A las seis menos cuarto ya no cabía un alfiler en torno a la pantalla gigante. El Parque de Berlín era una grada improvisada, una fiesta sin techo, un pulmón colectivo en rojo y amarillo que latía al ritmo de una ilusión que llevaba años fraguándose. Daba igual el calor pegajoso de los 35 grados, las chanclas, las sillas de playa o el sudor en la frente.
Hoy —y solo hoy— todo eso era secundario. Porque España jugaba la final de la Eurocopa femenina contra Inglaterra. Porque era el día en que los sueños de muchas niñas, que un día chutaron balones en campos de tierra, podían coronarse con el único gran título internacional que faltaba en la vitrina de la selección.
“¡Vamos, España!, ¡A por ellas!”, estallaron al unísono las centenares de personas congregadas en el parque. Y con el himno, también las miradas al cielo. Un himno que sonó a decibelios ensordecedores, inundando el aire, retumbando en los árboles, llenando de orgullo el pecho de todos.
No era Basilea, pero poco le faltaba. En Chamartín se vivía con la misma tensión. Las calles aledañas comenzaron a cortarse antes de las cinco de la tarde. Desde la boca del Metro de Concha Espina, emergía una riada de camisetas rojas: el 6 de Aitana, el 11 de Alexia, el 7 de Olga. Era una marea humana con destino claro: el corazón de Madrid palpitaba fútbol femenino.
Fanny y Lola estaban sentadas en una toalla de playa con Unai, su hijo de tres años. “Hemos visto toda la Eurocopa. Como no podemos ir a Suiza, ¿qué mejor que vivirlo desde casa?’, decía Fanny. “Las inglesas son muy buenas, pero estamos convencidas de que vamos a ver triunfar a las chicas”, añadía Lola.
La primera parte fue un nudo en el estómago. Inglaterra salió con todo, obligando a Cata Coll a emplearse a fondo bajo palos. Pero España aguantó el chaparrón y no dejó de mirar hacia delante. Yen el minuto 25, llegó el estallido.
Mariona Caldentey conectó un potente remate de cabeza tras un centro medido desde la derecha, haciendo vibrar el Parque de Europa con un grito seco, eléctrico, que pareció agitar hasta las hojas de los árboles.
En primera fila, a pie de pantalla, también se dejaban llevar por la emoción la alcaldesa en funciones de Madrid, Inma Sanz, y la concejala de Deportes, Sonia Cea Quintana. Aplaudían, saltaban y cantaban como dos aficionadas más.
No hubo que lamentar ningún incidente grave, más allá de algún tirón ocasional que hizo que más de uno se quejara con el aliento contenido al ver la imagen congelada o al escuchar el micrófono del presentador fallar entre chasquidos.
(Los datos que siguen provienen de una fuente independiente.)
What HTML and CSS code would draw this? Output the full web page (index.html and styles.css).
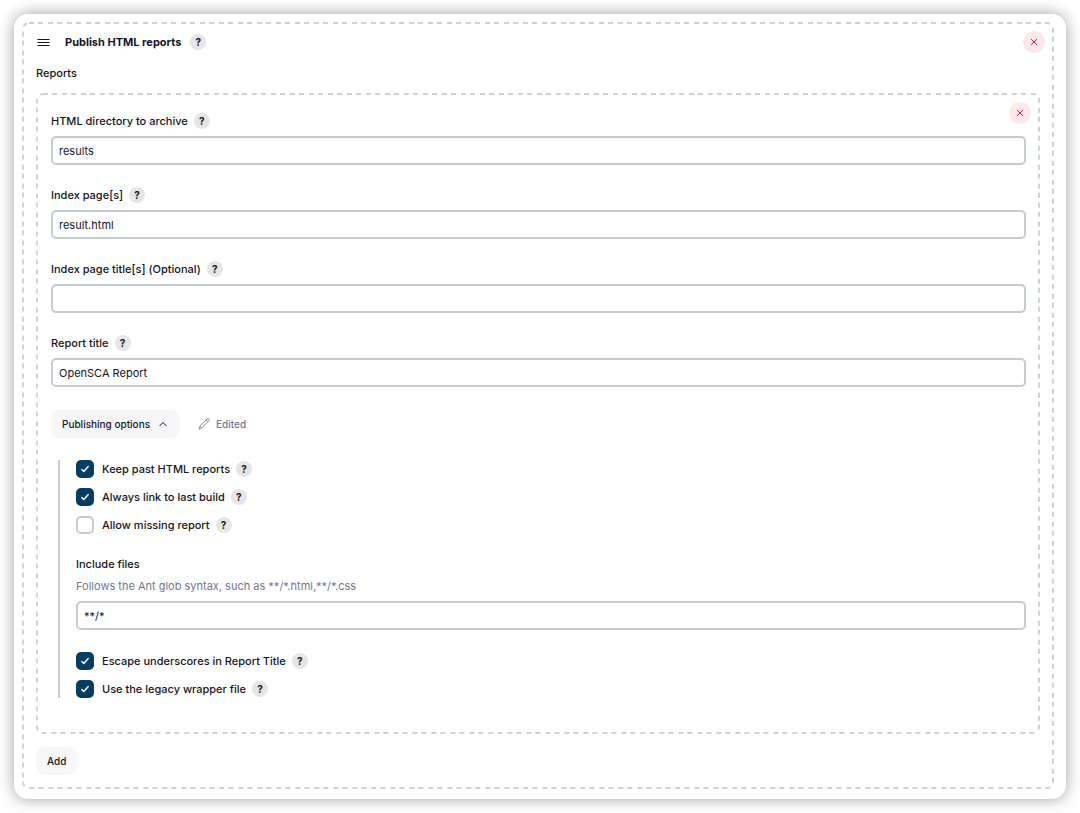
FILE: index.html
```html
<!DOCTYPE html>
<html lang="en">
<head>
<meta charset="utf-8">
<title>Publish HTML reports</title>
<link rel="stylesheet" href="styles.css">
</head>
<body>
<svg class="sprite" aria-hidden="true">
  <symbol id="close" viewBox="0 0 8 8"><path d="M1.200 1.200l5.600 5.600M6.800 1.200L1.200 6.800"/></symbol>
</svg>
<main class="card">
  <section class="chunk chunk-outer">
    <svg class="outline" aria-hidden="true"><rect x="1" y="1" width="100%" height="100%" rx="6"/></svg>
    <header class="chunk-header">
      <svg class="handle" viewBox="0 0 13 9" aria-hidden="true"><path d="M.5 1.5h12M.5 4.5h12M.5 7.5h12"/></svg>
      <h1 class="title">Publish HTML reports</h1>
      <button type="button" class="help" aria-label="Help for Publish HTML reports">?</button>
      <button type="button" class="remove" aria-label="Remove step"><svg class="cross"><use href="#close"/></svg></button>
    </header>
    <h2 class="subtitle">Reports</h2>
    <div class="chunk chunk-inner">
      <svg class="outline" aria-hidden="true"><rect x="1" y="1" width="100%" height="100%" rx="6"/></svg>
      <button type="button" class="remove remove-corner" aria-label="Remove report"><svg class="cross"><use href="#close"/></svg></button>
      <div class="field">
        <div class="field-label"><label for="dir">HTML directory to archive</label><button type="button" class="help" aria-label="Help for HTML directory">?</button></div>
        <input class="text" id="dir" type="text" value="results">
      </div>
      <div class="field">
        <div class="field-label"><label for="pages">Index page[s]</label><button type="button" class="help" aria-label="Help for index pages">?</button></div>
        <input class="text" id="pages" type="text" value="result.html">
      </div>
      <div class="field">
        <div class="field-label"><label for="titles">Index page title[s] (Optional)</label><button type="button" class="help" aria-label="Help for index page titles">?</button></div>
        <input class="text" id="titles" type="text">
      </div>
      <div class="field">
        <div class="field-label"><label for="title">Report title</label><button type="button" class="help" aria-label="Help for report title">?</button></div>
        <input class="text" id="title" type="text" value="OpenSCA Report">
      </div>
      <div class="toggle-row">
        <button type="button" class="button" aria-expanded="true">Publishing options<svg class="chevron" viewBox="0 0 8 6" aria-hidden="true"><path d="M.8 4.800L4 1.400l3.200 3.400"/></svg></button>
        <span class="edited"><svg class="pencil" viewBox="0 0 12 12" aria-hidden="true"><path d="M8.100 1.900l1-1a1.200 1.200 0 0 1 1.800 0 1.200 1.200 0 0 1 0 1.800l-1 1-6.500 6.500L.9 11.100l.9-2.700zM8 2l1.900 1.800M2 8.300l1.500 1.800"/></svg>Edited</span>
      </div>
      <div class="options">
        <div class="checks">
          <div class="check"><input type="checkbox" id="keep" checked><label for="keep">Keep past HTML reports</label><button type="button" class="help" aria-label="Help for keeping reports">?</button></div>
          <div class="check"><input type="checkbox" id="always" checked><label for="always">Always link to last build</label><button type="button" class="help" aria-label="Help for linking">?</button></div>
          <div class="check"><input type="checkbox" id="allow"><label for="allow">Allow missing report</label><button type="button" class="help" aria-label="Help for missing report">?</button></div>
        </div>
        <div class="include">
          <label for="include">Include files</label>
          <p class="hint">Follows the Ant glob syntax, such as **/*.html,**/*.css</p>
          <input class="text" id="include" type="text" value="**/*">
        </div>
        <div class="checks">
          <div class="check"><input type="checkbox" id="escape" checked><label for="escape">Escape underscores in Report Title</label><button type="button" class="help" aria-label="Help for escaping underscores">?</button></div>
          <div class="check"><input type="checkbox" id="legacy" checked><label for="legacy">Use the legacy wrapper file</label><button type="button" class="help" aria-label="Help for the wrapper file">?</button></div>
        </div>
      </div>
    </div>
    <button type="button" class="button">Add</button>
  </section>
</main>
</body>
</html>
```

FILE: styles.css
```css
* { box-sizing: border-box; }
body {
  margin: 0;
  padding: 14px;
  background: #fff;
  color: #14141f;
  font: 500 11px/16px Inter, "Liberation Sans", sans-serif;
}
button, input { font: inherit; color: inherit; }
h1, h2, p { margin: 0; font-size: inherit; }
.sprite { display: none; }
svg { fill: none; stroke: currentColor; stroke-linecap: round; stroke-linejoin: round; }
.card {
  padding: 8px 12px 10px 8px;
  border-radius: 14px;
  background: #fff;
  box-shadow: 0 0 16px rgba(0, 0, 0, 0.38);
}
.chunk { position: relative; }
.outline {
  position: absolute;
  inset: 0;
  width: calc(100% - 2px);
  height: calc(100% - 2px);
  overflow: visible;
  pointer-events: none;
  stroke: #cbd3d7;
  stroke-width: 2;
  stroke-linecap: butt;
  stroke-dasharray: 5 4 5 5;
}
.chunk-outer { padding: 9px 14px 14px; }
.chunk-header { display: flex; align-items: center; height: 22px; padding-left: 1px; }
.handle { width: 13px; height: 9px; margin-right: 15px; stroke-linecap: butt; }
.title { font-weight: 700; }
.help {
  width: 16px;
  height: 16px;
  margin-left: 6px;
  padding: 0;
  border: 0;
  border-radius: 50%;
  background: #e6e6e9;
  font-weight: 700;
  font-size: 10px;
  line-height: 16px;
  text-align: center;
}
.title + .help { margin-left: 9px; }
.remove {
  display: grid;
  place-items: center;
  width: 22px;
  height: 22px;
  margin-left: auto;
  margin-right: -5px;
  padding: 0;
  border: 0;
  border-radius: 50%;
  background: #fde9ec;
  color: #e6193f;
}
.cross { width: 8px; height: 8px; }
.subtitle { margin: 12px 0; font-weight: 500; }
.chunk-inner { padding: 20px 14px 36px 15px; margin-bottom: 13px; }
.remove-corner { position: absolute; top: 9px; right: 9px; margin: 0; }
.field { margin-bottom: 22px; }
.field-label { display: flex; align-items: center; height: 16px; margin-bottom: 7px; }
.text {
  display: block;
  width: 100%;
  height: 29px;
  padding: 0 6px;
  border: 2px solid #c3ccd1;
  border-radius: 5px;
  background: #fff;
  font-weight: 400;
}
.toggle-row { display: flex; align-items: center; gap: 18px; height: 30px; }
.button {
  display: inline-flex;
  align-items: center;
  height: 28px;
  padding: 0 11px;
  border: 0;
  border-radius: 8px;
  background: #f7f7f9;
  font-size: 10px;
}
.chevron { width: 8px; height: 6px; margin: 0 2px 0 9px; }
.edited { display: flex; align-items: center; gap: 6px; color: #757590; font-size: 10px; }
.pencil { width: 12px; height: 12px; stroke-width: 0.8; }
.options { margin: 21px 0 0 7px; padding-left: 16px; border-left: 2px solid #c3ccd1; }
.checks { display: grid; gap: 10px; }
.check { display: flex; align-items: center; height: 18px; }
.check input {
  appearance: none;
  width: 18px;
  height: 18px;
  margin: 0 8px 0 0;
  border: 2px solid #c3ccd1;
  border-radius: 5px;
  background: #fff;
}
.check input:checked {
  border-color: #073d60;
  background: #073d60 url("data:image/svg+xml,%3Csvg xmlns='http://www.w3.org/2000/svg' viewBox='0 0 14 14'%3E%3Cpath d='M3.800 7.500l2 2 4.400-5' fill='none' stroke='white' stroke-width='1.400' stroke-linecap='round' stroke-linejoin='round'/%3E%3C/svg%3E") center / 14px no-repeat;
}
.include { margin: 22px 0; }
.hint { margin: 6px 0 7px; color: #757590; font-weight: 400; }
```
El descanso se hizo eterno, y el gol de la británica Alessia Russo en el 57 dejó un regusto amargo. Hasta los que estaban tumbados en la arena, lejos ya del bullicio, se levantaron con un respingo y se acercaron a la pantalla como si pudieran cambiar el rumbo con la mirada.
La prórroga trajo un nuevo brío para España, un cambio de ritmo que despertó los pulmones del parque. “¡A por ellas!“, “¡No os metáis atrás!“, “¡Que esta final es nuestra!“, se escuchaba entre sudor, nervios y esperanza. Pero los zarpazos de Inglaterra helaban la fiesta: los aficionados se apretaban contra las vallas, inclinados hacia la pantalla como si pudieran entrar en ella para despejar el peligro.
Por suerte, para cualquiera a quien la emoción pudiera jugarle una mala pasada, los operativos policiales y los equipos de emergencias del Samur estuvieron durante todo el partido rodeando a la multitud.
Y el partido se fue hasta los temidos penaltis, esa ruleta cruel que hace contener el aliento y romper corazones. Inglaterra marcó el primero y el golpe fue seco. Pero cuando repitieron y fallaron, volvió la esperanza. Las palmas marcaban el ritmo mientras Patri Guijarro tomaba carrera para clavar el primero de España. Después, todo fue un vaivén: España falló, Inglaterra también. Los errores se encadenaban y la tensión era una losa. Cada lanzamiento era un mundo, una bocanada de nervios y silencio.
Hasta que, al final, Inglaterra se coronó campeona. Y el trago fue amargo.
Entonces solo hubo dos reacciones: quienes se marcharon en silencio, cabizbajos, y quienes se quedaron inmóviles, incrédulos, como si aún esperaran un giro imposible. Pero incluso en la derrota, hubo algo que celebrar.
“No han ganado, pero siguen siendo nuestras campeonas“, comentaba una aficionada, aún con los ojos húmedos.